Direction ▸
Copy every line that holds "this".

Data lines ▸
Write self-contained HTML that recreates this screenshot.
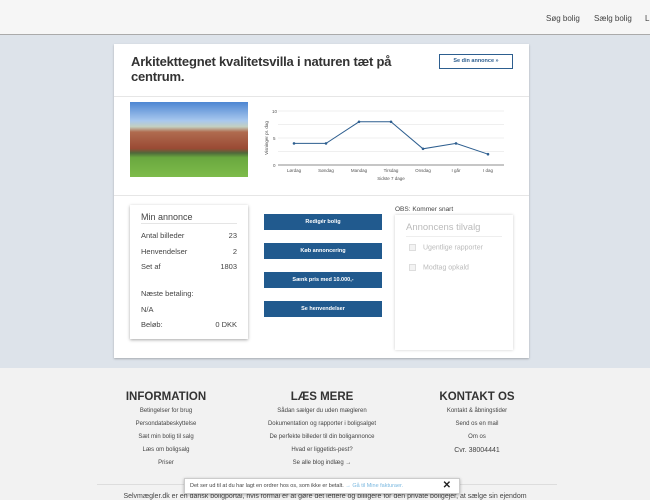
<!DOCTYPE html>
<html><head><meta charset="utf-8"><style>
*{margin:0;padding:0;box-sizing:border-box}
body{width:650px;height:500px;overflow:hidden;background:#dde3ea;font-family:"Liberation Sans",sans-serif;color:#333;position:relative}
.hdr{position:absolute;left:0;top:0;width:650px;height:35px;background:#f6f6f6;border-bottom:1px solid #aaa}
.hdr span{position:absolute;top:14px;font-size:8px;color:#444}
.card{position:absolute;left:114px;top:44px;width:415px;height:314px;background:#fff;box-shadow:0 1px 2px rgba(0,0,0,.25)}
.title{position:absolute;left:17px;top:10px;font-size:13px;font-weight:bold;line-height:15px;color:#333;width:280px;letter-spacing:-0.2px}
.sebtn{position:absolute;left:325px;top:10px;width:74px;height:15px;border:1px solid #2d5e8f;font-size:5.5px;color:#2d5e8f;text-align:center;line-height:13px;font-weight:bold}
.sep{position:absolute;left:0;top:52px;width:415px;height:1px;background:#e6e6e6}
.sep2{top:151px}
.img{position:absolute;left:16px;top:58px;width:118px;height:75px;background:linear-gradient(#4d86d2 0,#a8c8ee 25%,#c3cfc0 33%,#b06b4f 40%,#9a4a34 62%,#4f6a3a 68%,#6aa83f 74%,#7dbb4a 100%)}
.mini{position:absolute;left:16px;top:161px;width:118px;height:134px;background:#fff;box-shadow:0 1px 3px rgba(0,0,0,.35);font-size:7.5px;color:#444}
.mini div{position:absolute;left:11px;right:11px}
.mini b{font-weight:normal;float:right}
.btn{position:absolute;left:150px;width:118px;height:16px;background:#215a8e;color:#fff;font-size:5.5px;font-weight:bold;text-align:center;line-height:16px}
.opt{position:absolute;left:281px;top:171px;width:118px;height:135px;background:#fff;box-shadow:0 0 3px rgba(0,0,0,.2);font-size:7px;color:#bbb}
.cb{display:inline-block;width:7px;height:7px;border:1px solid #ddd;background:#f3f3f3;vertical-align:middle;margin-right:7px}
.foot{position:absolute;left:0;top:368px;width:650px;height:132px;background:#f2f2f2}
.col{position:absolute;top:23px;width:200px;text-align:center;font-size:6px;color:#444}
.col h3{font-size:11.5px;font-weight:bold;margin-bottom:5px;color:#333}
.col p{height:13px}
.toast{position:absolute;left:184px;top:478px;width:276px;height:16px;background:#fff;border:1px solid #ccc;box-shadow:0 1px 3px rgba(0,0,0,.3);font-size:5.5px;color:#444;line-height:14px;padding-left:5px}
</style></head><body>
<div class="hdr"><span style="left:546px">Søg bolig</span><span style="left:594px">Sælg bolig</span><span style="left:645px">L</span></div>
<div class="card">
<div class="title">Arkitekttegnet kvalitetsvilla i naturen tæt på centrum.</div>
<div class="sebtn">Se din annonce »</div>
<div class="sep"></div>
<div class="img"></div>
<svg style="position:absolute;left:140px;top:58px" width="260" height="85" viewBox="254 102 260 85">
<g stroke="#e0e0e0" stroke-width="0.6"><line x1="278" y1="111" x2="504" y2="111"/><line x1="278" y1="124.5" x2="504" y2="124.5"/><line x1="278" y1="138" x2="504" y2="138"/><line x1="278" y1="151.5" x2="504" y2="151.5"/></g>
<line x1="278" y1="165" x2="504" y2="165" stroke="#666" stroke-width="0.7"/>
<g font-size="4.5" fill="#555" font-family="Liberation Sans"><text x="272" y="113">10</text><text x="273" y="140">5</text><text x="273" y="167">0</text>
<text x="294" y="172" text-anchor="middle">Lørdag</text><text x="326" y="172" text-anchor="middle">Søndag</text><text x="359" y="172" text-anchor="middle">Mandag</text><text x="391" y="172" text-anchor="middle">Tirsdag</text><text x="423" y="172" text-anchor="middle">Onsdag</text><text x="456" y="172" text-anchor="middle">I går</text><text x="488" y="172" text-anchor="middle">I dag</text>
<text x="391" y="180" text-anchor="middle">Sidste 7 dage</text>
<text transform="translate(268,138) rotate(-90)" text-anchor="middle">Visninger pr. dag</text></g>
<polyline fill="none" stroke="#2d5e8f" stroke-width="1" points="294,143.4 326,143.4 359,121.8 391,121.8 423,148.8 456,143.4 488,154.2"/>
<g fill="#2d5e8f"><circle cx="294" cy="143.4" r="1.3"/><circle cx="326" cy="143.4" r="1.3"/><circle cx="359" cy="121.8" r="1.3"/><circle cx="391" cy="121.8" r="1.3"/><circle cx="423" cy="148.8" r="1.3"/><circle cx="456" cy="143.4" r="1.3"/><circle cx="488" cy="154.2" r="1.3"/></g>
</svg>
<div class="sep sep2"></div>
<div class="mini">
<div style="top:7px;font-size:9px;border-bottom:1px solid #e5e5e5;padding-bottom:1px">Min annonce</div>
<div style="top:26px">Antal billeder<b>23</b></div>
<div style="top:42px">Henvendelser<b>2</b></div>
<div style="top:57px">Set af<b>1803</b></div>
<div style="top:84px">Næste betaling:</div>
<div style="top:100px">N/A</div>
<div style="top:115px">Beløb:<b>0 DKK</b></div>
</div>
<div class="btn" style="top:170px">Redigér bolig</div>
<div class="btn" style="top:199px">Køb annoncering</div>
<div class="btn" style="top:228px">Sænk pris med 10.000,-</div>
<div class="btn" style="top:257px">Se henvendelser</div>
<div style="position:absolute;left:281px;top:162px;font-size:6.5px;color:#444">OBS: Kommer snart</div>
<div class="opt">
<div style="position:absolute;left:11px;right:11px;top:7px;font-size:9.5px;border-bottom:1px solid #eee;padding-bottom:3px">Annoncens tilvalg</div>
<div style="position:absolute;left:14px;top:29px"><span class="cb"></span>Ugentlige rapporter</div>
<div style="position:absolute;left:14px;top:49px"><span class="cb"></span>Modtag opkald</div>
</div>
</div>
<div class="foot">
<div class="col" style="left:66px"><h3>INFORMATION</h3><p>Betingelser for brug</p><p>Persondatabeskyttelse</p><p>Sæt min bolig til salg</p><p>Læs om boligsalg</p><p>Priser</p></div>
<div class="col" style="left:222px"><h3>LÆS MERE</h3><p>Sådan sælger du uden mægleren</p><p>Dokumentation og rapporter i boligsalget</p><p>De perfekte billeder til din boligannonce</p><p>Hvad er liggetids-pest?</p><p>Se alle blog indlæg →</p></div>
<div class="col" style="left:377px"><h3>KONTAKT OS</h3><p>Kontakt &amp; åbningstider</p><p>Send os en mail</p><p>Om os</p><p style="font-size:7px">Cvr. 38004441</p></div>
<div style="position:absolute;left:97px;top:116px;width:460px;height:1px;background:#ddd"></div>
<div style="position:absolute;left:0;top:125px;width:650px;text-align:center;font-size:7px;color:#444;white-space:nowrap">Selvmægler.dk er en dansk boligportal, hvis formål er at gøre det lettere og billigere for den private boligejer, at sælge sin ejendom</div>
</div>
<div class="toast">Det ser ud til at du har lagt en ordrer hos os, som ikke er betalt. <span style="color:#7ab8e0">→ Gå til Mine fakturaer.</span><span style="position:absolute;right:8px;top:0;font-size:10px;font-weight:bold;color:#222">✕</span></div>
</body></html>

---

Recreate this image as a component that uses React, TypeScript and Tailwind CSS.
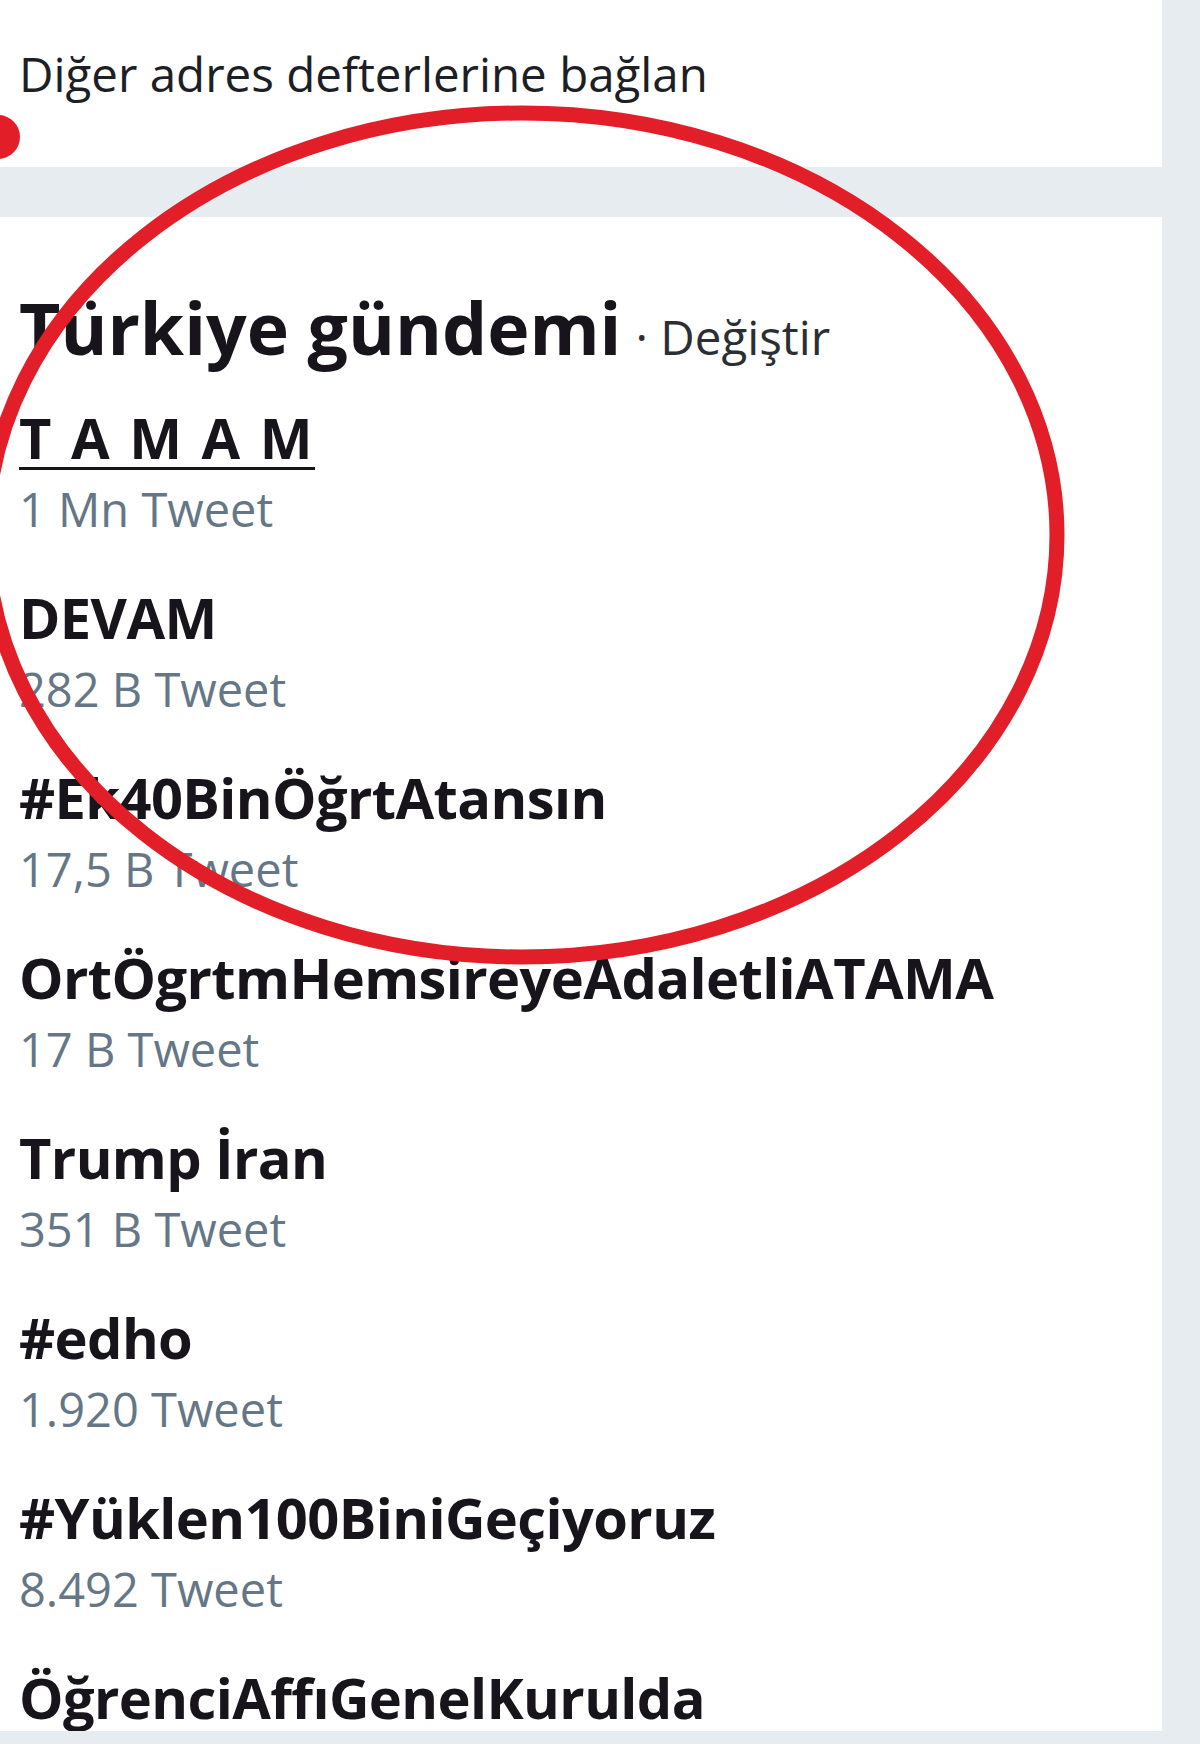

--

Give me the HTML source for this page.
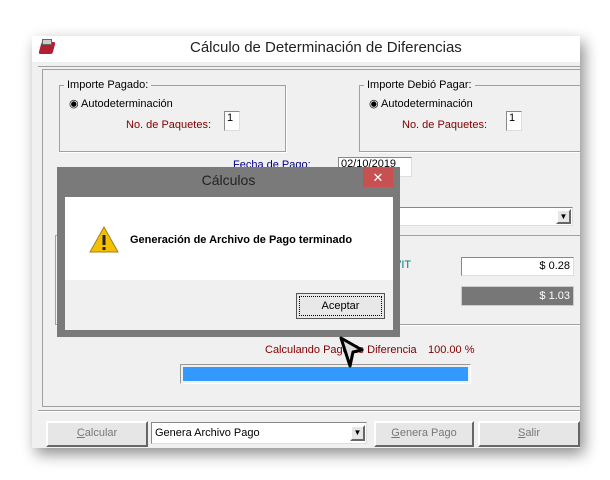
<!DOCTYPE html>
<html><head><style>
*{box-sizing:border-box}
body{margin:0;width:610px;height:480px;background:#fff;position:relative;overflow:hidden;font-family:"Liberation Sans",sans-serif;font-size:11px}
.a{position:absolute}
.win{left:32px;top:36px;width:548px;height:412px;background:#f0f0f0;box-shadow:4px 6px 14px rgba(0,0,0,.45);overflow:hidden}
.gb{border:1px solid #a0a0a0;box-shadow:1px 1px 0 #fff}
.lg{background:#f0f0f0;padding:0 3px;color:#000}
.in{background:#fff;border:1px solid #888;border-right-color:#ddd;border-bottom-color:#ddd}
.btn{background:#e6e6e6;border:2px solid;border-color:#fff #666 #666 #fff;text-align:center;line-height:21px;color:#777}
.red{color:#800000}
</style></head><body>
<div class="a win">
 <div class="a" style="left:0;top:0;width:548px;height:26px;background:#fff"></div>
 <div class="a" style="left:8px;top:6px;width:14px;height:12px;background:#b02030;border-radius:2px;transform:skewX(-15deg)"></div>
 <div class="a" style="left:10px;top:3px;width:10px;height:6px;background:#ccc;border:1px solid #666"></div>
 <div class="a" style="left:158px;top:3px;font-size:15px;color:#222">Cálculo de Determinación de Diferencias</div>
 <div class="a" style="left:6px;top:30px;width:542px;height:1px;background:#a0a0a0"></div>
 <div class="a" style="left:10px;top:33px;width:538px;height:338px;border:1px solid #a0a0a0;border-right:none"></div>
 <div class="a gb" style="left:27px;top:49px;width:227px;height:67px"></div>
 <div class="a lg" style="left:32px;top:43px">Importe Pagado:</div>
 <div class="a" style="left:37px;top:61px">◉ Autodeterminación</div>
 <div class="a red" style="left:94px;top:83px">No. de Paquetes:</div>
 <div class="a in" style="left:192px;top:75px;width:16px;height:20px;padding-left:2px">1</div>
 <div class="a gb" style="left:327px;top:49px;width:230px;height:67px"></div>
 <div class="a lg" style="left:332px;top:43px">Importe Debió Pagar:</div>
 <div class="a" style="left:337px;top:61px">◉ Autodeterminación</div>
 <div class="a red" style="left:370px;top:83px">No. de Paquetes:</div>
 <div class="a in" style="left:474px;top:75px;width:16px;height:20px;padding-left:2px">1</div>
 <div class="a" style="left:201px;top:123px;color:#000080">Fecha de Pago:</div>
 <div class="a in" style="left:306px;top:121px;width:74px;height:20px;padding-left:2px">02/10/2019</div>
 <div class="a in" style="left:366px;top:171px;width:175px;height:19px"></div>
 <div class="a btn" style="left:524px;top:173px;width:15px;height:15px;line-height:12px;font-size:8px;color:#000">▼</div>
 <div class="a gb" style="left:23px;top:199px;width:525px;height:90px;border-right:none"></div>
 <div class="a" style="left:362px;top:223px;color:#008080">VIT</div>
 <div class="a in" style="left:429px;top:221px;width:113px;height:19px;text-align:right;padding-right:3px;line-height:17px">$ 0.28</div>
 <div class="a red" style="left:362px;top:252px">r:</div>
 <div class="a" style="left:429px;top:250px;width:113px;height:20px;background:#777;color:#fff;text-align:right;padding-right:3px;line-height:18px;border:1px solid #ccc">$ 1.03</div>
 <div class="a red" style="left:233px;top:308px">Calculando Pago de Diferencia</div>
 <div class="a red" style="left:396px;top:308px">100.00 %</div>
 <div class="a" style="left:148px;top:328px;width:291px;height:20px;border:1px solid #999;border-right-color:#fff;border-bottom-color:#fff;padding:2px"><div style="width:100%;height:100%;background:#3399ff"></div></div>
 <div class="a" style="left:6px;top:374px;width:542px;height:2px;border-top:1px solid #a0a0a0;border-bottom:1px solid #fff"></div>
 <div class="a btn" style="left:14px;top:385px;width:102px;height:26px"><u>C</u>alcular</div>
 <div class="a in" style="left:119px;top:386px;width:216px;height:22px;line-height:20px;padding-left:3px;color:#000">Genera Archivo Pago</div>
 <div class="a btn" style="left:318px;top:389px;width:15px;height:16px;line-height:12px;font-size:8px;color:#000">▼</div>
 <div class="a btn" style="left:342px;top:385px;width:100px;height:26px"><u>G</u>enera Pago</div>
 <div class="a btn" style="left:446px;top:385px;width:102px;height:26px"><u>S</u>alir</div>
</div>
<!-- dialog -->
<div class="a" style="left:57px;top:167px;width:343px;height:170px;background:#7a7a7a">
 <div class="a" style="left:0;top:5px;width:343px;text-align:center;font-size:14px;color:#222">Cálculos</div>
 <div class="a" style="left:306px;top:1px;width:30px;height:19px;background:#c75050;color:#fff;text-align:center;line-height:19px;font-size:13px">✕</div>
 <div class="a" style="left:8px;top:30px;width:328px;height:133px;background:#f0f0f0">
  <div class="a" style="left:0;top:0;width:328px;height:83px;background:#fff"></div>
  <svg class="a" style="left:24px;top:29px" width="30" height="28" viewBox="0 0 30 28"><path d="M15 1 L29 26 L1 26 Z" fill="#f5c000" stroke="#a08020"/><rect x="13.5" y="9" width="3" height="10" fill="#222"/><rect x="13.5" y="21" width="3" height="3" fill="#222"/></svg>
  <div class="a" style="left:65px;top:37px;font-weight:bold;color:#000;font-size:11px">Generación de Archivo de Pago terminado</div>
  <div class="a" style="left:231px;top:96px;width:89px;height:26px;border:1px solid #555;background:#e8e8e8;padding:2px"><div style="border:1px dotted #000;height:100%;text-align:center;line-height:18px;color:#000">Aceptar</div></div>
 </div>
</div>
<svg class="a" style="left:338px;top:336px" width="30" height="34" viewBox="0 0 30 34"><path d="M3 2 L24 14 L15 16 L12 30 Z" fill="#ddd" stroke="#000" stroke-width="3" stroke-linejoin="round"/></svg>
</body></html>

Written response ▸
Write self-contained HTML that recreates this screenshot.
Recreate this image as a component that uses React, TypeScript and Tailwind CSS.
Give me the HTML source for this page.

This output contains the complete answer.